# WHAT IS NEEDED
Reply only with how many lines contain the word "React".

--- Start INFORMATION PROVIDED ---

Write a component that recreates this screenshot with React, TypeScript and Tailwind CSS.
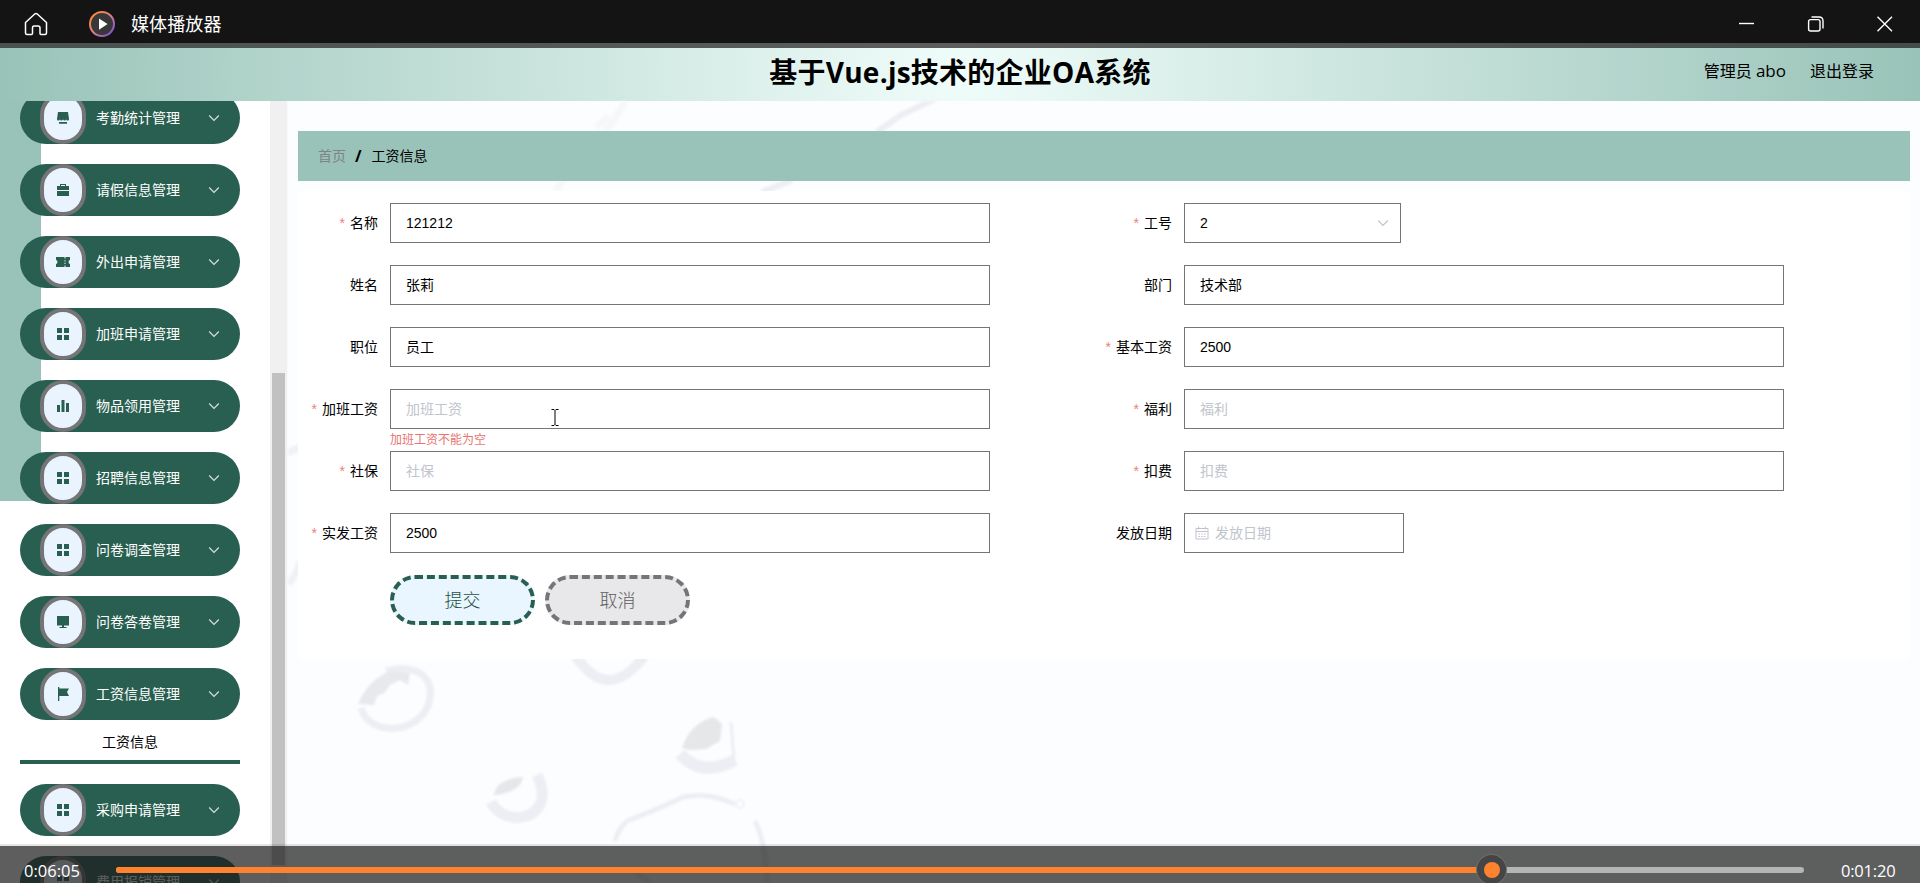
import React from "react";

type IconName = "shop" | "case" | "ticket" | "grid" | "bars" | "screen" | "flag";

const MENU: { label: string; icon: IconName; sub?: string }[] = [
  { label: "考勤统计管理", icon: "shop" },
  { label: "请假信息管理", icon: "case" },
  { label: "外出申请管理", icon: "ticket" },
  { label: "加班申请管理", icon: "grid" },
  { label: "物品领用管理", icon: "bars" },
  { label: "招聘信息管理", icon: "grid" },
  { label: "问卷调查管理", icon: "grid" },
  { label: "问卷答卷管理", icon: "screen" },
  { label: "工资信息管理", icon: "flag", sub: "工资信息" },
  { label: "采购申请管理", icon: "grid" },
  { label: "费用报销管理", icon: "grid" },
];

const ICON_PATHS: Record<IconName, string> = {
  shop: "M3 2h10l1 7c0 1-.6 1.6-1.4 1.6-.8 0-1.300-.5-1.500-1-.2.500-.800 1-1.500 1s-1.300-.5-1.600-1c-.3.500-.8 1-1.600 1s-1.300-.5-1.500-1c-.3.500-.8 1-1.500 1C2.500 10.600 2 10 2 9zM4 12h8v1.800H4z",
  case: "M5 4V2h6v2h3v4H2V4zM6 3v1h4V3zM2 9h12v5H2z",
  ticket: "M1 3h8.500v1.500h1V3H15v2.800c-2 .9-2 3.500 0 4.400V13h-4.500v-1.500h-1V13H1v-2.800c2-.9 2-3.500 0-4.400zM9.500 6.200v1.300h1V6.200zm0 2.600v1.300h1V8.800z",
  grid: "M2 2h5v5H2zM9 2h5v5H9zM2 9h5v5H2zM9 9h5v5H9z",
  bars: "M2 7h3v7H2zM6.500 2h3v12h-3zM11 5h3v9h-3z",
  screen: "M2 2h12v9.500H2zM7 11.500h2V13h2.500v1h-7v-1H7z",
  flag: "M3 1h1.300v1.500H14l-2 3.500 2 4H4.300v5H3z",
};

function MenuIcon({ name }: { name: IconName }) {
  return (
    <svg viewBox="0 0 16 16" className="size-4" fill="#295f50" fillRule="evenodd">
      <path d={ICON_PATHS[name]} />
    </svg>
  );
}

function Chevron({ className }: { className: string }) {
  return (
    <svg viewBox="0 0 12 8" className={className} fill="none" strokeWidth="1.200">
      <path d="M1.200 1.500 6 6.300l4.800-4.800" />
    </svg>
  );
}

function Sidebar() {
  return (
    <aside className="flex w-[288px] shrink-0 overflow-hidden bg-white">
      <div className="relative w-[270px]">
        <div className="absolute top-0 left-0 h-[400px] w-[41px] bg-[#99c3b8]" />
        <nav className="relative -mt-[9px] flex w-[240px] flex-col gap-5 pl-5">
          {MENU.map((m) => (
            <div key={m.label}>
              <div className="flex h-[52px] items-center rounded-[26px] bg-[#295f50] pl-5">
                <span className="flex h-[52px] w-[46px] items-center justify-center rounded-[30px] border-4 border-[#757476] bg-[#eaf4ff]">
                  <MenuIcon name={m.icon} />
                </span>
                <span className="ml-[10px] text-sm text-white">{m.label}</span>
                <Chevron className="ml-[28px] h-2 w-3 stroke-[#d5e2de]" />
              </div>
              {m.sub && (
                <div className="flex h-11 items-center justify-center border-b-4 border-[#295f50] pt-1 text-sm text-black">
                  {m.sub}
                </div>
              )}
            </div>
          ))}
        </nav>
      </div>
      <div className="w-[17px] bg-[#f0f0f0] px-[2px] pt-[272px]">
        <div className="h-[492px] bg-[#c1c1c1]" />
      </div>
      <div className="w-px bg-[#fafafc]" />
    </aside>
  );
}

function Sketch() {
  return (
    <svg
      viewBox="288 101 1632 782"
      className="absolute inset-0 h-[782px] w-[1632px] blur-[0.8px]"
      fill="none"
      stroke="#eceef3"
      strokeWidth="7"
    >
      <path d="M877 132l24-17 34-16M762 192l30-12" strokeWidth="6" />
      <path d="M605 131q14-17 20-30M596 128l12-12M556 191l8-12" stroke="#f7f7f9" strokeWidth="7" />
      <path d="M288 453l12-6M288 584q8-8 12-22" stroke="#f0f1f5" />
      <path d="M361 708c8 28 54 27 67-2 9-28-10-43-42-35" />
      <path d="M358 704q10-24 32-33l20 2-2 12-8-5-10 5-6 8-7 3-3 9z" fill="#e8e9ed" stroke="none" />
      <path d="M573 652q35 56 74 0" strokeWidth="10" />
      <path d="M682 748q8-25 32-31l8 7-2 17-14 8-16 1z" fill="#e6e7e9" stroke="none" />
      <path d="M680 754q22 24 55 6" strokeWidth="12" />
      <path d="M731 722l3 38" strokeWidth="3" />
      <path d="M494 793q5-15 29-16-3 16-29 18z" fill="#e5e7ea" stroke="none" />
      <path d="M491 802c12 24 54 20 51-11q-1-9-5-16" strokeWidth="11" />
      <path d="M615 841q3-12 12-20 36-14 56-24 20-4 38 2l14 5M755 821q11 22 12 62M636 872l14 11" strokeWidth="5" />
      <circle cx="740" cy="804" r="4" strokeWidth="1.500" />
    </svg>
  );
}

type FieldProps = {
  label: string;
  required?: boolean;
  value?: string;
  placeholder?: string;
  error?: string;
  kind?: "select" | "date";
};

const ROWS: [FieldProps, FieldProps][] = [
  [{ label: "名称", required: true, value: "121212" }, { label: "工号", required: true, value: "2", kind: "select" }],
  [{ label: "姓名", value: "张莉" }, { label: "部门", value: "技术部" }],
  [{ label: "职位", value: "员工" }, { label: "基本工资", required: true, value: "2500" }],
  [
    { label: "加班工资", required: true, placeholder: "加班工资", error: "加班工资不能为空" },
    { label: "福利", required: true, placeholder: "福利" },
  ],
  [{ label: "社保", required: true, placeholder: "社保" }, { label: "扣费", required: true, placeholder: "扣费" }],
  [{ label: "实发工资", required: true, value: "2500" }, { label: "发放日期", placeholder: "发放日期", kind: "date" }],
];

function CalendarIcon() {
  return (
    <svg viewBox="0 0 14 14" className="mr-[6px] size-[14px]" fill="none" stroke="#c0c4cc">
      <path d="M1 2.500h12v10.500H1zM1 5.500h12M3.700.5v3M10.300.5v3M3.500 8h1.500M6.300 8h1.500M9 8h1.500M3.500 10.500h1.500M6.300 10.500h1.500M9 10.500h1.500" />
    </svg>
  );
}

function Field({ label, required, value, placeholder, error, kind }: FieldProps) {
  const width = kind === "select" ? "w-[217px]" : kind === "date" ? "w-[220px]" : "w-[600px]";
  const padding = kind === "date" ? "pl-[10px]" : "pl-[15px]";
  return (
    <div className="flex h-10 w-[794px]">
      <div className="flex w-20 shrink-0 items-center justify-end pr-3 text-sm whitespace-nowrap text-black">
        {required && <span className="mr-[5px] text-[#ec8080]">*</span>}
        {label}
      </div>
      <div className="relative">
        <div className={`flex h-10 items-center border border-[#757476] bg-white text-sm ${width} ${padding}`}>
          {kind === "date" && <CalendarIcon />}
          <span className={value ? "text-black" : "text-[#c0c4cc]"}>{value ?? placeholder}</span>
          {kind === "select" && <Chevron className="mr-[11px] ml-auto h-2 w-3 stroke-[#c0c4cc]" />}
        </div>
        {error && <div className="absolute top-[43px] left-0 text-xs leading-4 text-[#e8736f]">{error}</div>}
      </div>
    </div>
  );
}

function Content() {
  return (
    <main className="relative flex-1 bg-[#fcfdff]">
      <Sketch />
      <div className="relative pt-[30px] pr-[10px] pl-[10px]">
        <div className="flex h-[50px] items-center bg-[#99c3b8] pl-5 text-sm">
          <span className="text-[#808285]">首页</span>
          <span className="mr-[10px] ml-[9px] font-['Open_Sans'] text-base font-bold text-black">/</span>
          <span className="text-black">工资信息</span>
        </div>
        <div className="mt-[10px] h-[468px] bg-white pt-3 pl-3">
          <div className="flex flex-col gap-[22px]">
            {ROWS.map(([a, b]) => (
              <div key={a.label} className="flex">
                <Field {...a} />
                <Field {...b} />
              </div>
            ))}
          </div>
          <div className="mt-[22px] flex gap-[10px] pl-20">
            <button className="h-[50px] w-[145px] rounded-[30px] border-4 border-dashed border-[#295f50] bg-[#eaf6ff] pt-px text-lg font-light text-[#1d5243]">
              提交
            </button>
            <button className="h-[50px] w-[145px] rounded-[30px] border-4 border-dashed border-[#757476] bg-[#e8e7e9] pt-px text-lg font-light text-[#5c5b5d]">
              取消
            </button>
          </div>
        </div>
      </div>
      <svg viewBox="0 0 8 17" className="absolute top-[308px] left-[263px] h-[17px] w-2" fill="none" stroke="#000">
        <path d="M.5.500H3l1 1 1-1h2.500M4 1.500v14M.5 16.500H3l1-1 1 1h2.500" />
      </svg>
    </main>
  );
}

function TitleBar() {
  return (
    <div className="flex h-[43px] shrink-0 items-center bg-[#141414] text-white">
      <svg viewBox="0 0 24 24" className="mt-1 ml-6 size-6" fill="none" stroke="#fff" strokeWidth="1.500">
        <path d="M1.500 10.500 11 1.800q1-.8 2 0l9.500 8.700V21q0 1.500-1.500 1.500h-4q-1 0-1-1V16q0-2-2-2h-4q-1.500 0-1.500 2v5.500q0 1-1 1H3Q1.500 22.500 1.500 21z" />
      </svg>
      <svg viewBox="0 0 26 26" className="mt-[5px] ml-[41px] size-[26px]">
        <defs>
          <linearGradient id="ring" x1="0" y1="0" x2="1" y2="1">
            <stop offset="0.100" stopColor="#ff8a35" />
            <stop offset="0.500" stopColor="#d98087" />
            <stop offset="0.900" stopColor="#8153cf" />
          </linearGradient>
        </defs>
        <circle cx="13" cy="13" r="12" fill="#383838" stroke="url(#ring)" strokeWidth="2" />
        <path d="M10 7.500v11.200l8.600-5.600z" fill="#fff" />
      </svg>
      <span className="mt-[7px] ml-4 text-lg tracking-[0.1px]">媒体播放器</span>
      <svg viewBox="0 0 154 16" className="mt-1 mr-[27px] ml-auto h-4 w-[154px]" fill="none" stroke="#fff" strokeWidth="1.400">
        <path d="M0 7.500h15" />
        <rect x="69.600" y="3.600" width="11.400" height="11.400" rx="2" />
        <path d="M72.500 1h7.500q4 0 4 4v7.500" />
        <path d="m138.500.8 14.500 14.500m0-14.500-14.500 14.500" />
      </svg>
    </div>
  );
}

function PlayerBar() {
  return (
    <div className="absolute bottom-0 left-0 flex h-[39px] w-full border-t-2 border-black/10 bg-[#1c1c1c]/[0.71] bg-clip-padding text-[16.5px] text-white">
      <span className="mt-[11px] ml-6 w-[92px] leading-7">0:06:05</span>
      <div className="relative mt-[21px] flex h-[6px] w-[1688px] rounded-full bg-[#b4b6b5]">
        <div className="h-[6px] w-[1376px] rounded-l-full bg-[#ff832f]" />
        <div className="absolute -top-[12px] left-[1361px] flex size-[29px] items-center justify-center rounded-full bg-[#454545] ring-1 ring-[#6c6e6d]">
          <div className="size-4 rounded-full bg-[#ff832f]" />
        </div>
      </div>
      <span className="mt-[11px] ml-[37px] leading-7 tracking-[-0.2px]">0:01:20</span>
    </div>
  );
}

export default function App() {
  return (
    <div className="relative flex h-[883px] w-[1920px] flex-col overflow-hidden bg-white font-['Liberation_Sans','Noto_Sans_CJK_SC',sans-serif]">
      <TitleBar />
      <header className="relative flex h-[58px] shrink-0 items-center justify-center bg-[radial-gradient(circle_at_center,#f0fdfa_0,#99c3b8_960px)] font-['Open_Sans','Noto_Sans_CJK_SC',sans-serif] text-black">
        <div className="absolute top-0 left-0 h-[5px] w-full bg-[linear-gradient(90deg,#48524f,#5c5d5e,#434d4b)]" />
        <h1 className="text-[28px] font-bold tracking-[0.25px]">基于Vue.js技术的企业OA系统</h1>
        <div className="absolute top-4 right-[46px] flex gap-6 text-base leading-6">
          <span>
            管理员 <span className="text-[17px]">abo</span>
          </span>
          <span>退出登录</span>
        </div>
      </header>
      <div className="flex min-h-0 flex-1">
        <Sidebar />
        <Content />
      </div>
      <div className="font-['Open_Sans',sans-serif]">
        <PlayerBar />
      </div>
    </div>
  );
}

--- End INFORMATION PROVIDED ---

# TASK SOLUTION
2